The EU’s AI Continent Action Plan, published in April 2025, recognizes the need to simplify rules to enable startups to scale and grow—especially the AI Act.[203] Among the measures proposed are an AI Act Service Desk, specifically to serve the needs of smaller AI-solution providers and deployers by offering practical advice to understand and comply with the act;[204] a public consultation to identify areas where regulatory uncertainty might hinder the development and adoption of AI, particularly for smaller companies;[205] and other simplification measures meant to streamline procedures and facilitate compliance (e.g., templates, webinars, guidance, etc.).[206]
It is apparent from these measures that the Commission is aware that compliance with the AI Act may divert significant resources from TSUs and stifle their development. Whether the simplification measures contemplated in the AI Continent Action Plan will ultimately work is an open question. But the fact that the Commission is already seeking to ease the regulatory burden on startups less than a year after the act’s adoption suggests that EU regulators are not only aware of this burden but acknowledge its potentially serious impact. Conversely, it also suggests that these tradeoffs are given insufficient consideration during the inception stages of major European regulations.
V. Conclusion
This white paper explores whether the EU’s recent package of digital regulations responds to TSUs’ needs.

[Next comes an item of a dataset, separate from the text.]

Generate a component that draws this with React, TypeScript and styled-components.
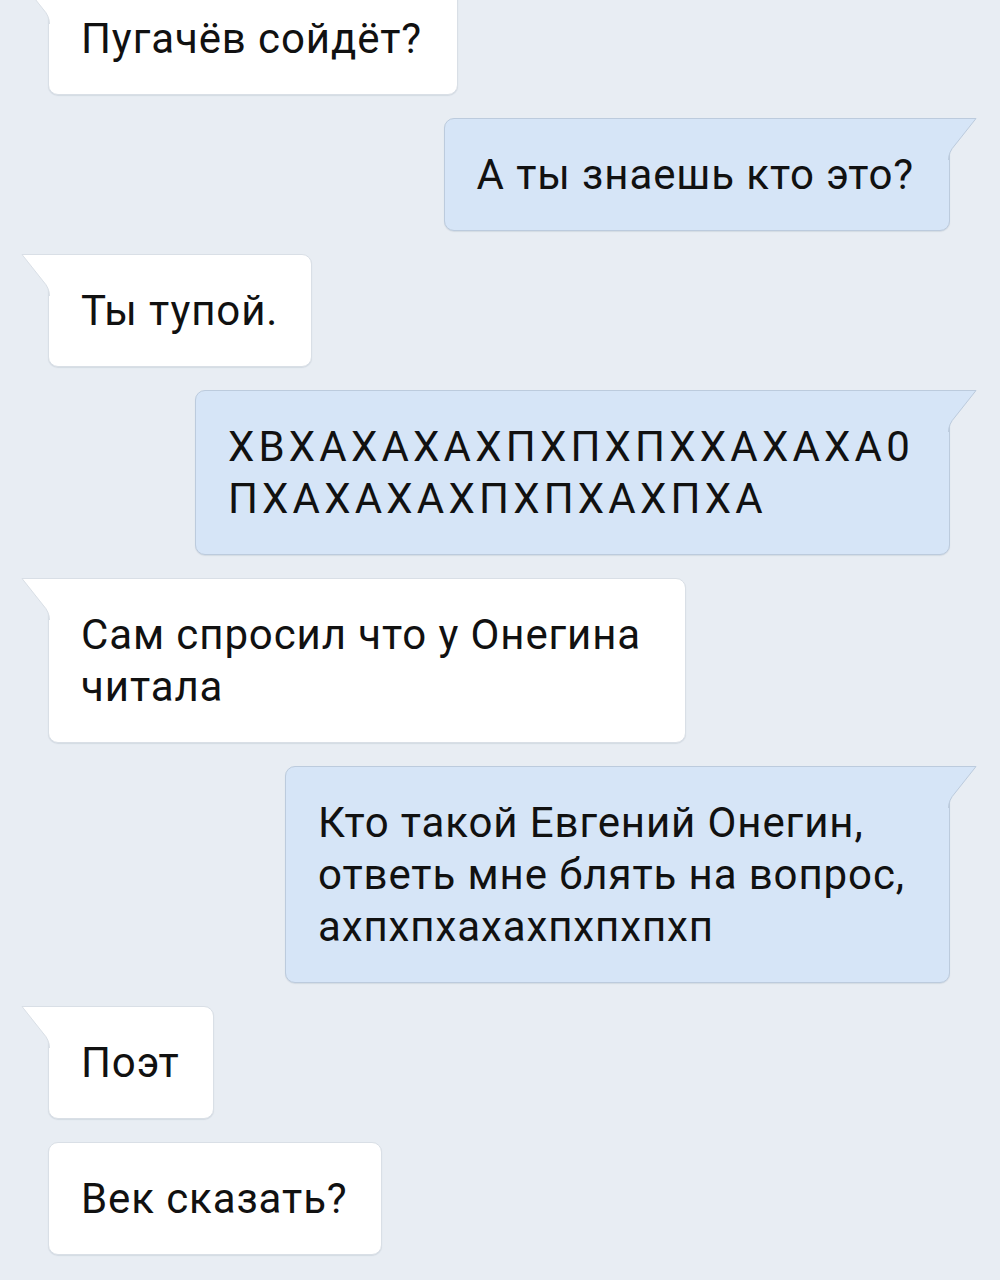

The answer appears to be that there is a high level of heterogeneity, with some acts attempting to address TSU-specific concerns and others barely acknowledging them.

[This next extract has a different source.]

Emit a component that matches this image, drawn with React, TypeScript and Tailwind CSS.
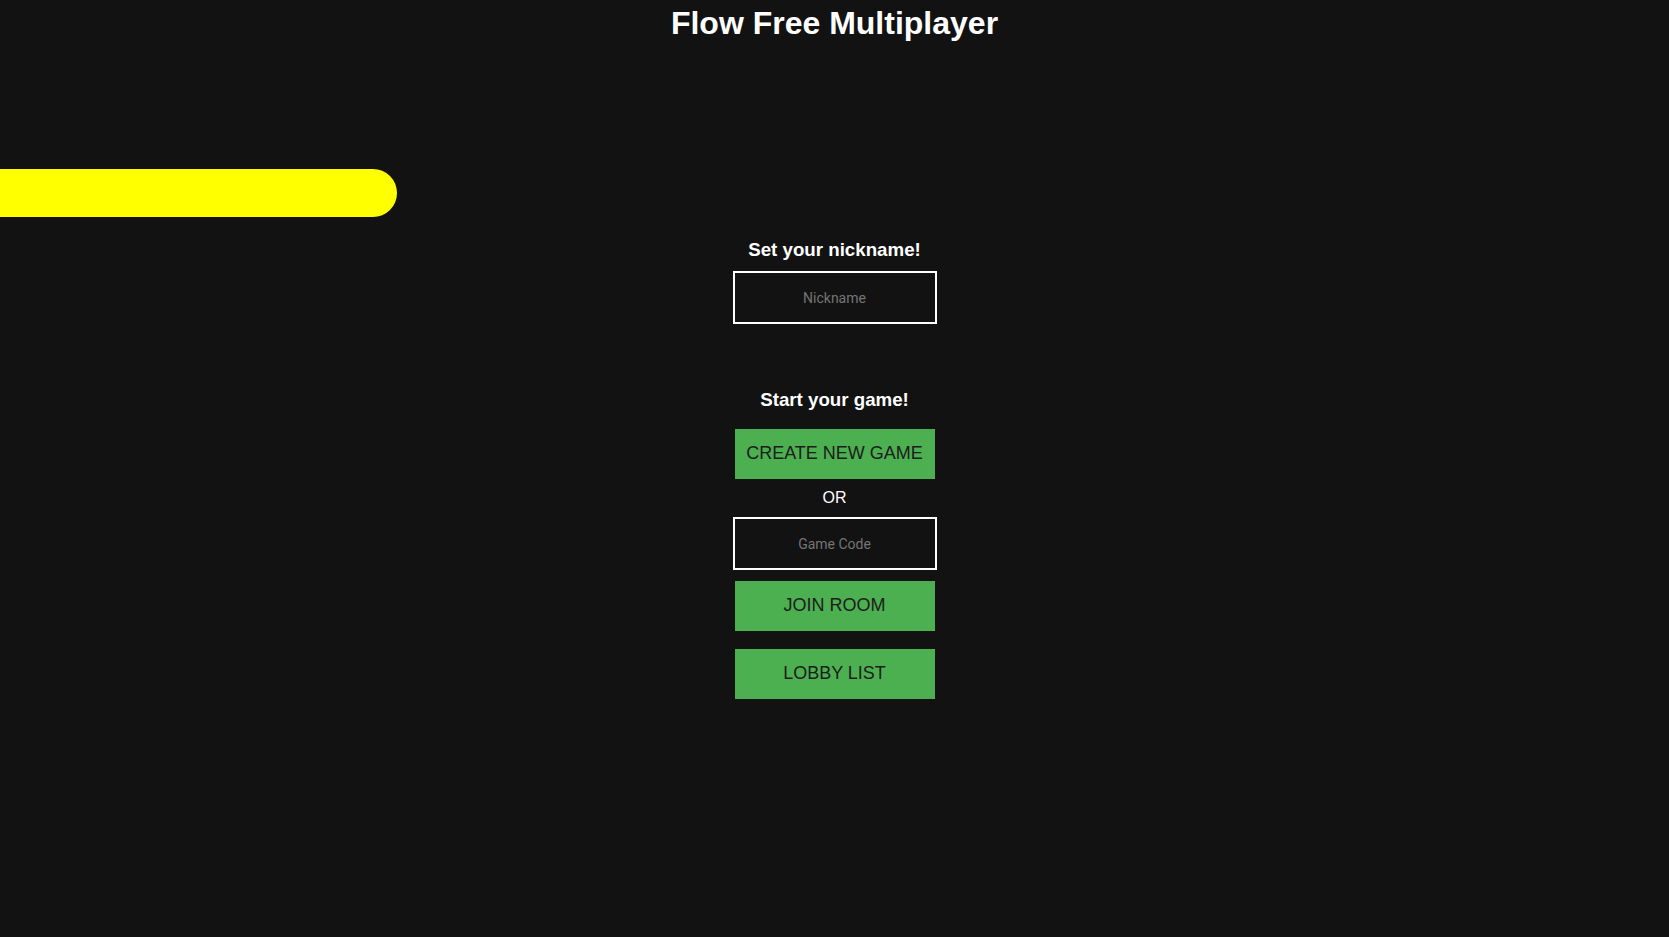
export default function App() {
  return (
    <div className="relative min-h-screen overflow-hidden bg-[#121212] font-['Liberation_Sans',Arial,sans-serif] text-white">
      <div className="absolute left-0 top-[169px] h-[48px] w-[397px] rounded-r-full bg-[#ffff00]" />

      <h1 className="relative pt-[5px] text-center text-[32px] font-bold leading-[37px]">
        Flow Free Multiplayer
      </h1>

      <main className="relative mt-[197px] flex flex-col items-center">
        <h3 className="text-[18.72px] font-bold leading-[22px]">Set your nickname!</h3>
        <input
          type="text"
          placeholder="Nickname"
          className="mt-[10px] h-[53px] w-[204px] border-2 border-white bg-transparent text-center font-['Roboto',sans-serif] text-[14px] text-white outline-none placeholder:text-[#757575]"
        />

        <h3 className="mt-[65px] text-[18.72px] font-bold leading-[22px]">Start your game!</h3>
        <button className="mt-[18px] h-[50px] w-[200px] bg-[#4caf50] pb-[2px] text-[18px] text-[#1d1d1d]">
          CREATE NEW GAME
        </button>
        <p className="mt-[10px] text-[16px] leading-[18px]">OR</p>
        <input
          type="text"
          placeholder="Game Code"
          className="mt-[10px] h-[53px] w-[204px] border-2 border-white bg-transparent text-center font-['Roboto',sans-serif] text-[14px] text-white outline-none placeholder:text-[#757575]"
        />
        <button className="mt-[11px] h-[50px] w-[200px] bg-[#4caf50] pb-[2px] text-[18px] text-[#1d1d1d]">
          JOIN ROOM
        </button>
        <button className="mt-[18px] h-[50px] w-[200px] bg-[#4caf50] pb-[2px] text-[18px] text-[#1d1d1d]">
          LOBBY LIST
        </button>
      </main>
    </div>
  );
}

One aspect that the acts in the Digital Package have in common is that they all generally provide some carveouts for SMEs to assuage their regulatory and compliance burdens. These range from the DMA only applying to large “gatekeepers” to the more comprehensive pro-startup provisions laid down in the AI Act. Of course, the more targeted a regulation is to a particular sector or sectors—as in the case of the AI Act—the easier it is for the European Commission to develop provisions that support TSUs.

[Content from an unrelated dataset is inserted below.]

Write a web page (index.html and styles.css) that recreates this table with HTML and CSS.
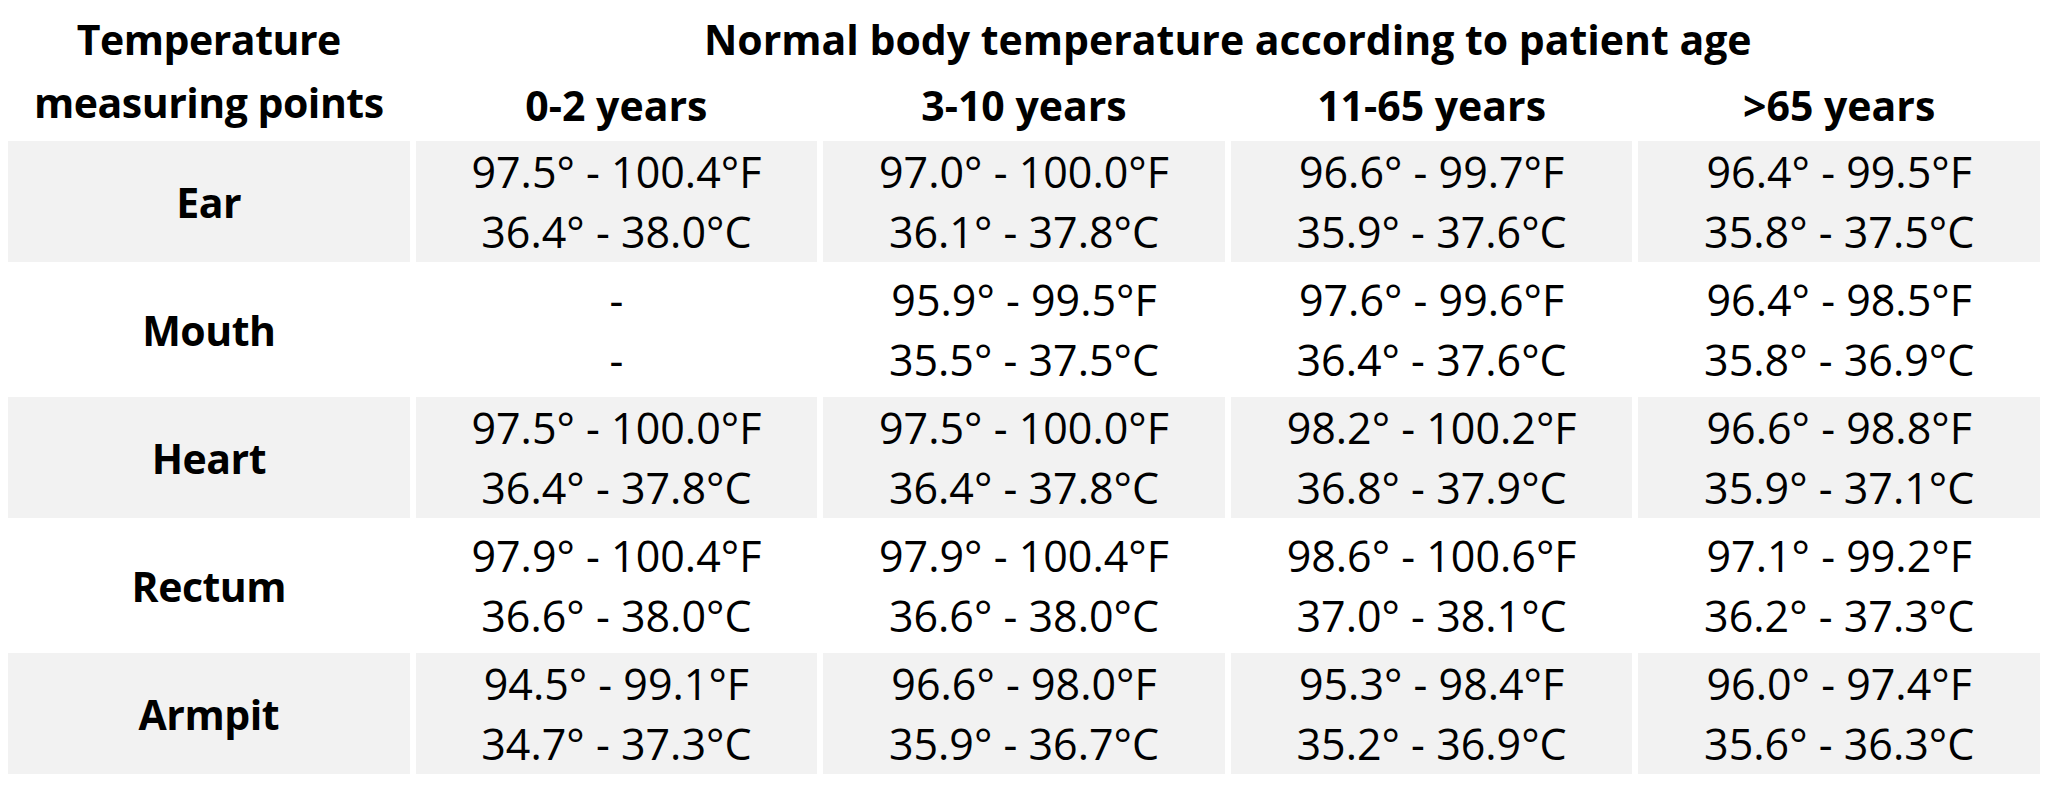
FILE: index.html
```html
<!DOCTYPE html>
<html lang="en">
<head>
<meta charset="utf-8">
<title>Normal body temperature</title>
<link rel="stylesheet" href="styles.css">
</head>
<body>
<div class="table">
  <div class="hcell corner">Temperature<br>measuring points</div>
  <div class="hcell title">Normal body temperature according to patient age</div>
  <div class="hcell age">0-2 years</div>
  <div class="hcell age">3-10 years</div>
  <div class="hcell age">11-65 years</div>
  <div class="hcell age">&gt;65 years</div>

  <div class="cell label shade">Ear</div>
  <div class="cell shade">97.5° - 100.4°F<br>36.4° - 38.0°C</div>
  <div class="cell shade">97.0° - 100.0°F<br>36.1° - 37.8°C</div>
  <div class="cell shade">96.6° - 99.7°F<br>35.9° - 37.6°C</div>
  <div class="cell shade">96.4° - 99.5°F<br>35.8° - 37.5°C</div>

  <div class="cell label">Mouth</div>
  <div class="cell">-<br>-</div>
  <div class="cell">95.9° - 99.5°F<br>35.5° - 37.5°C</div>
  <div class="cell">97.6° - 99.6°F<br>36.4° - 37.6°C</div>
  <div class="cell">96.4° - 98.5°F<br>35.8° - 36.9°C</div>

  <div class="cell label shade">Heart</div>
  <div class="cell shade">97.5° - 100.0°F<br>36.4° - 37.8°C</div>
  <div class="cell shade">97.5° - 100.0°F<br>36.4° - 37.8°C</div>
  <div class="cell shade">98.2° - 100.2°F<br>36.8° - 37.9°C</div>
  <div class="cell shade">96.6° - 98.8°F<br>35.9° - 37.1°C</div>

  <div class="cell label">Rectum</div>
  <div class="cell">97.9° - 100.4°F<br>36.6° - 38.0°C</div>
  <div class="cell">97.9° - 100.4°F<br>36.6° - 38.0°C</div>
  <div class="cell">98.6° - 100.6°F<br>37.0° - 38.1°C</div>
  <div class="cell">97.1° - 99.2°F<br>36.2° - 37.3°C</div>

  <div class="cell label shade">Armpit</div>
  <div class="cell shade">94.5° - 99.1°F<br>34.7° - 37.3°C</div>
  <div class="cell shade">96.6° - 98.0°F<br>35.9° - 36.7°C</div>
  <div class="cell shade">95.3° - 98.4°F<br>35.2° - 36.9°C</div>
  <div class="cell shade">96.0° - 97.4°F<br>35.6° - 36.3°C</div>
</div>
</body>
</html>
```

FILE: styles.css
```css
html, body {
  margin: 0;
  padding: 0;
  background: #ffffff;
}

body {
  padding: 8px;
  font-family: "Open Sans", "Liberation Sans", sans-serif;
  color: #000000;
}

.table {
  display: grid;
  grid-template-columns: repeat(5, 1fr);
  grid-template-rows: 61px 58px repeat(5, 121px);
  column-gap: 6px;
  row-gap: 7px;
}

.hcell {
  display: flex;
  align-items: center;
  justify-content: center;
  text-align: center;
  font-weight: 700;
  font-size: 41px;
}

.corner {
  grid-column: 1;
  grid-row: 1 / span 2;
  line-height: 63px;
  letter-spacing: -0.5px;
}

.title {
  grid-column: 2 / span 4;
  grid-row: 1;
}

.age {
  grid-row: 2;
}

.cell {
  display: flex;
  align-items: center;
  justify-content: center;
  text-align: center;
  font-size: 43px;
  line-height: 60px;
}

.shade {
  background: #f2f2f2;
}

.label {
  font-weight: 700;
  font-size: 41px;
  letter-spacing: -0.5px;
}
```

Despite the various TSU-related carveouts, European policy regarding startups and innovation more generally continue to be undermined by the Digital Package’s many contradictions. These both hinder coherent efforts to support SMEs and increase compliance burdens for TSUs and other firms, all of which may harm competition, investment, and innovation. Likewise, despite some attempts in the Digital Package to acknowledge TSUs’ needs, there remain several areas where the EU is failing, and where adjustments will be necessary to address the concerns outlined in the Draghi and Letta reports.
First, the need for an agreed-upon legal definition of TSUs is obvious. This would allow for tailored exceptions to be developed that support TSUs’ specific needs. This is not a new concern, nor can it necessarily be set out in sectoral regulation; rather, it may deserve its own instrument.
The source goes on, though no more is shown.